The thirties were marked by the great depression, and although it was one of the hardest eras of the nations history we find glimmers of hope and change, especially in writing such as “The Grapes of Wrath.” Following the thirties and the Second World War in the forties we find, not the depressing and gloomy America of Fitzgerald and Eliot, but we the “golden era” of the fifties, in which it seems meaning was restored to life, and hope and prosperity where again the lifeblood of the American nation. However, in retrospect we find that in all reality the fifties could easily be likened to the twenties as an age after an atrocious war where a nation racked with the despair of such destruction tries to hide themselves behind a gilded vale of happiness, refusing to see or accept the reality of what was really happening. Caught it would appear in almost a limbo devoid of feeling, deeper meaning, and ultimately life. Passing as if almost a dream being “âÂ?¦neither / Living nor dead, and [knowing] nothing / Looking into the heart of light, the silence” (The Waste Land, 39-41). Waiting in an almost apprehensive silence for life to come crashing back in, and with it bring all the despair and depravity that life encompasses.

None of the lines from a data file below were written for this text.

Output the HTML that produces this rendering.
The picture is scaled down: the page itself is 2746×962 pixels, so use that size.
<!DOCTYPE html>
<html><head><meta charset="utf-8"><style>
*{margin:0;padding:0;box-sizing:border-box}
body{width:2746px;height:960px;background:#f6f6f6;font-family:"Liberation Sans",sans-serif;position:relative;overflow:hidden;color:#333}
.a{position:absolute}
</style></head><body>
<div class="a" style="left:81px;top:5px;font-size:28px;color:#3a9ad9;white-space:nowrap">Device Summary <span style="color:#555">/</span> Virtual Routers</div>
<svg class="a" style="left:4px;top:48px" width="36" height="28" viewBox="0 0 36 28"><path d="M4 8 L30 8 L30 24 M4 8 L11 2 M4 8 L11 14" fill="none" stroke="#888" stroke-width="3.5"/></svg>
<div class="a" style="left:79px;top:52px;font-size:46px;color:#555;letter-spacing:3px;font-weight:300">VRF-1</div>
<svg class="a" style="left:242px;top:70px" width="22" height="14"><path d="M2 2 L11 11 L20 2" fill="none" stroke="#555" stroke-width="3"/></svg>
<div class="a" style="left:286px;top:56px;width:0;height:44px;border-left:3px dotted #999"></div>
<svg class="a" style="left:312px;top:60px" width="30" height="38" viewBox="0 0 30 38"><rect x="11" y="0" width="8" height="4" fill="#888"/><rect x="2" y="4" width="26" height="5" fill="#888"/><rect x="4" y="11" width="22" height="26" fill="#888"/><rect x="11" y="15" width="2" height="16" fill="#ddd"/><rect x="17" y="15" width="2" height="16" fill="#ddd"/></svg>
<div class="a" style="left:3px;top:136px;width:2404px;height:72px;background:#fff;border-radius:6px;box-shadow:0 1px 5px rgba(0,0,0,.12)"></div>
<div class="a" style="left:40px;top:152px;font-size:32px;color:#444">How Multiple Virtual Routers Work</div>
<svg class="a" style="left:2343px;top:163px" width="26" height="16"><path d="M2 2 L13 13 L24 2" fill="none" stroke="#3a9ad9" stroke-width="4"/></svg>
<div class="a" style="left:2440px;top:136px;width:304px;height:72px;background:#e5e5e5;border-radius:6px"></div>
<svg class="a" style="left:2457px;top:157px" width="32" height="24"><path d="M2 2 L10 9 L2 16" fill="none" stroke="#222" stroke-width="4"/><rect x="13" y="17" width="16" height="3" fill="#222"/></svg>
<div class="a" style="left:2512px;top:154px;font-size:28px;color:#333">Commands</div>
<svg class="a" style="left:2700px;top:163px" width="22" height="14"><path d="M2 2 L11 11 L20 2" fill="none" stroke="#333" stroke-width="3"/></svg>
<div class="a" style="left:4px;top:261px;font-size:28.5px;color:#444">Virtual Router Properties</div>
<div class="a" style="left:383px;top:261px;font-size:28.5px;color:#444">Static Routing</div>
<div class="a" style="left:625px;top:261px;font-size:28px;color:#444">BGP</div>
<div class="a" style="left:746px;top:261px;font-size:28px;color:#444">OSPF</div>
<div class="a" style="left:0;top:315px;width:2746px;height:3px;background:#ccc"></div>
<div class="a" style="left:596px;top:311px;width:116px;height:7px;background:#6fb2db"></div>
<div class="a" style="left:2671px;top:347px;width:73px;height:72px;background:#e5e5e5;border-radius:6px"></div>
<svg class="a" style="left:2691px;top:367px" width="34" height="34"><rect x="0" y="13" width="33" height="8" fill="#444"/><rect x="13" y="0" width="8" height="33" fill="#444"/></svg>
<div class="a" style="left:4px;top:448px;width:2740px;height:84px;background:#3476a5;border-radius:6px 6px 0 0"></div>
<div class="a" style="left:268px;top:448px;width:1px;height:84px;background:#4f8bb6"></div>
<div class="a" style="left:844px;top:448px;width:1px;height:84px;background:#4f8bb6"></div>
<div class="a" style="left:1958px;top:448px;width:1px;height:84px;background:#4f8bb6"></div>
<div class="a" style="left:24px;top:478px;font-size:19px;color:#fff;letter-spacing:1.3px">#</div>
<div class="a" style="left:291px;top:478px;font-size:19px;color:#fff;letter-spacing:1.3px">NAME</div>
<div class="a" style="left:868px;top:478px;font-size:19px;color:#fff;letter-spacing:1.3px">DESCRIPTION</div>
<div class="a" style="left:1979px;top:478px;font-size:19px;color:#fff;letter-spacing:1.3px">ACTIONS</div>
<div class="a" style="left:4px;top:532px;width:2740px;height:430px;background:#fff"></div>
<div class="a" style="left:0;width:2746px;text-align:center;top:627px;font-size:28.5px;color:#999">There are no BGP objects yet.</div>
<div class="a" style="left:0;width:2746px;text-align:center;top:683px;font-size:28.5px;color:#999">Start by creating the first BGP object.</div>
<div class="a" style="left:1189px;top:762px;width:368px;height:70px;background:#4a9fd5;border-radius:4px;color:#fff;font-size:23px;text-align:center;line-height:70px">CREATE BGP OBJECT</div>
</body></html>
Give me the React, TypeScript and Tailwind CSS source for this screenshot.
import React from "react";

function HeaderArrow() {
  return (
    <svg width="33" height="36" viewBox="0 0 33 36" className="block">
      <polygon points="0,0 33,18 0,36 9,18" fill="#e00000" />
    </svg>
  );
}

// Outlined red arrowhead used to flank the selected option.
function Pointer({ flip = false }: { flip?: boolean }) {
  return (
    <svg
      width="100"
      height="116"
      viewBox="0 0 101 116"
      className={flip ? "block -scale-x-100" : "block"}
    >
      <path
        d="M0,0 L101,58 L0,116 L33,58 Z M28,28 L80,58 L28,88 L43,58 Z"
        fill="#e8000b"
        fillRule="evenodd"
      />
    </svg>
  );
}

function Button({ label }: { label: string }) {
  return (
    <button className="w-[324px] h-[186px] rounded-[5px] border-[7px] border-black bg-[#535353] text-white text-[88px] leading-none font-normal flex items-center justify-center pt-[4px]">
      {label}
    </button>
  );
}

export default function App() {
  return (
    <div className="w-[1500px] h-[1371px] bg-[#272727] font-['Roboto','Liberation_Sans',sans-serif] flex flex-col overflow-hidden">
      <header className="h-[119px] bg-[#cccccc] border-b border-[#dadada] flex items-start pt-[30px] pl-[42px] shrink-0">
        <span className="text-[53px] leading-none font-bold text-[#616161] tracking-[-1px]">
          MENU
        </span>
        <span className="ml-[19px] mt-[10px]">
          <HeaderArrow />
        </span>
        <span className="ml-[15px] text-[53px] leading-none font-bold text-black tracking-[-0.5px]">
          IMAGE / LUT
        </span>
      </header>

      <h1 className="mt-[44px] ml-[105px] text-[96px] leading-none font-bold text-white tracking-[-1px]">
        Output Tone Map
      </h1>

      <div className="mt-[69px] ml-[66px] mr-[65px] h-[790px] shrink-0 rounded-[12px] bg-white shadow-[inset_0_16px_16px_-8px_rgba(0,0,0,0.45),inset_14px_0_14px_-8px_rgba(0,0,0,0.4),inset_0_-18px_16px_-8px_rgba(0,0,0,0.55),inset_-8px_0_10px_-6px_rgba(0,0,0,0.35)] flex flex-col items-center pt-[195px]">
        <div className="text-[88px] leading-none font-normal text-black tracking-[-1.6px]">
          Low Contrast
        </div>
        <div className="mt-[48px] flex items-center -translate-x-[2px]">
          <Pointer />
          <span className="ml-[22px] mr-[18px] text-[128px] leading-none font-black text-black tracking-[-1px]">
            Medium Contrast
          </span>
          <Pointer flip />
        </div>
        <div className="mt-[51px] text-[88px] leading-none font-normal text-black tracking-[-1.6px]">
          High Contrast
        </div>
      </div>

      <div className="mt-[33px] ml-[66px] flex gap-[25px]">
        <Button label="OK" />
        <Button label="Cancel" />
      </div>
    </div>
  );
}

That crash came in the form of Allen Ginsberg. Shattering the gilded and delicately constructed lace fence of the Eisenhower years, in his hauntingly perceptive “Howl,” Ginsberg lays bare to the world, in the same way that Eliot did with “The Waste Land,” the dark, dreary, and lonesome as he laments for the fallen condition of America. With the telling opening lines of “I saw the best minds of my generation destroyed by madness, starving hysterical naked, dragging themselves through the Negro streets at dawn looking for an angry fix,” Ginsberg quickly and forcibly reminds us that all is not well within America. He reminds us that things aren’t as pretty as they may seem and that under all the glided gold, there is a world filled with despair, disease, addiction and death.

The twentieth century is one marked by growth and learning. Of expansion and self-realization. In many ways it could almost be considered the teen years of the nations life, and as such it was filled with pain and sorrow, mixed with moments of elation and euphoria. However, over it all, as with the teen years of anyone, it was marked by growth, and the realization of self, and as anyone who has passed through the teen years, it is full of bouts of depression and despair. Of uncertainness and fear. Of questioning and doubt. Questions of who am I? What is my purpose? What do I want to become, all mark the growing progression in the teen years of life, and during the 20th century America as a nation was forced to deal with such questions. Of trying to cope with the reality of things and the projected image of how things “should be.”

This struggle of self-identity is expressed by the writers of the age, all the pain, suffering, and depression that accompanies the self-realization that you maybe aren’t as great as you once thought. That the world isn’t as good as Sesame Street made it seem. That superman is not so super. That your favorite fairytale is really a tragedy. All these realizations are painful in their own way, and each writer described and illustrated these realizations in their writings, as they tried to capture these feelings of this new national self-awareness that maybe America isn’t so perfect after all. And so we cry, we drink, we party, and finally we howl.